**Given request**
Return each line of the records holding the string "this".

**Data section**
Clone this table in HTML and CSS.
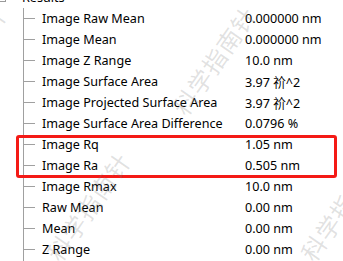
FILE: index.html
```html
<!DOCTYPE html>
<html>
<head>
<meta charset="utf-8">
<link rel="stylesheet" href="styles.css">
</head>
<body>
<div class="page">
  <div class="root">
    <span class="box"></span>
    <span class="root-label">Results</span>
  </div>
  <div class="tree">
    <div class="row"><span class="branch"></span><span class="name">Image Raw Mean</span><span class="value">0.000000 nm</span></div>
    <div class="row"><span class="branch"></span><span class="name">Image Mean</span><span class="value">0.000000 nm</span></div>
    <div class="row"><span class="branch"></span><span class="name">Image Z Range</span><span class="value">10.0 nm</span></div>
    <div class="row"><span class="branch"></span><span class="name">Image Surface Area</span><span class="value">3.97 祄^2</span></div>
    <div class="row"><span class="branch"></span><span class="name">Image Projected Surface Area</span><span class="value">3.97 祄^2</span></div>
    <div class="row"><span class="branch"></span><span class="name">Image Surface Area Difference</span><span class="value">0.0796 %</span></div>
    <div class="row"><span class="branch"></span><span class="name">Image Rq</span><span class="value">1.05 nm</span></div>
    <div class="row"><span class="branch"></span><span class="name">Image Ra</span><span class="value">0.505 nm</span></div>
    <div class="row"><span class="branch"></span><span class="name">Image Rmax</span><span class="value">10.0 nm</span></div>
    <div class="row"><span class="branch"></span><span class="name">Raw Mean</span><span class="value">0.00 nm</span></div>
    <div class="row"><span class="branch"></span><span class="name">Mean</span><span class="value">0.00 nm</span></div>
    <div class="row"><span class="branch"></span><span class="name">Z Range</span><span class="value">0.00 nm</span></div>
  </div>
  <div class="highlight"></div>
  <span class="wm wm1">科学指南针</span>
  <span class="wm wm2">科学指南针</span>
  <span class="wm wm3">科学指南针</span>
  <span class="wm wm4">科学指南针</span>
</div>
</body>
</html>
```
FILE: styles.css
```css
html, body {
  margin: 0;
  padding: 0;
  background: #ffffff;
}
.page {
  position: relative;
  width: 343px;
  height: 261px;
  overflow: hidden;
  font-family: "Noto Sans", "Noto Sans CJK SC", sans-serif;
  font-size: 12.6px;
  color: #000;
}
.root {
  display: flex;
  align-items: center;
  height: 21px;
  margin-top: -13px;
}
.box {
  width: 9px;
  height: 9px;
  margin-left: -3px;
  border: 1px solid #9a9a9a;
  box-sizing: border-box;
}
.root-label {
  margin-left: 16px;
}
.tree {
  margin-left: 23px;
  border-left: 1px solid #a0a0a0;
  height: 300px;
}
.row {
  display: flex;
  align-items: center;
  height: 21px;
  white-space: nowrap;
}
.branch {
  width: 11px;
  height: 1px;
  background: #a0a0a0;
  flex: none;
}
.name {
  margin-left: 7px;
  width: 203px;
  flex: none;
}
.value {
  flex: none;
}
.highlight {
  position: absolute;
  left: 16px;
  top: 135px;
  width: 321px;
  height: 43px;
  border: 3px solid #f41a16;
  border-radius: 3px;
  box-sizing: border-box;
}
.wm {
  position: absolute;
  font-family: "Noto Sans CJK SC", sans-serif;
  font-size: 24px;
  color: rgba(120, 120, 120, 0.22);
  transform: rotate(-55deg);
  transform-origin: left center;
  white-space: nowrap;
  letter-spacing: 1px;
}
.wm1 { left: 52px; top: 240px; }
.wm2 { left: 178px; top: 94px; }
.wm3 { left: -72px; top: 94px; }
.wm4 { left: 306px; top: 240px; }
```
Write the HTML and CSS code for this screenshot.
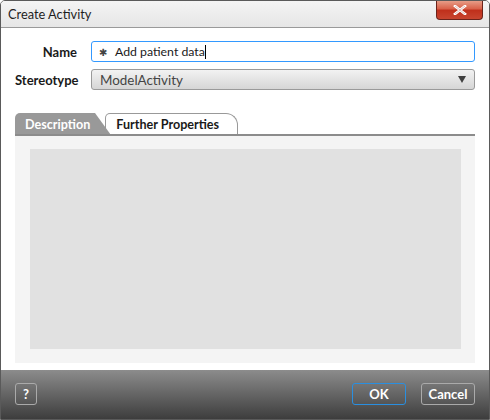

**The reply**
Clone this table in HTML and CSS.
Write the HTML and CSS code for this screenshot.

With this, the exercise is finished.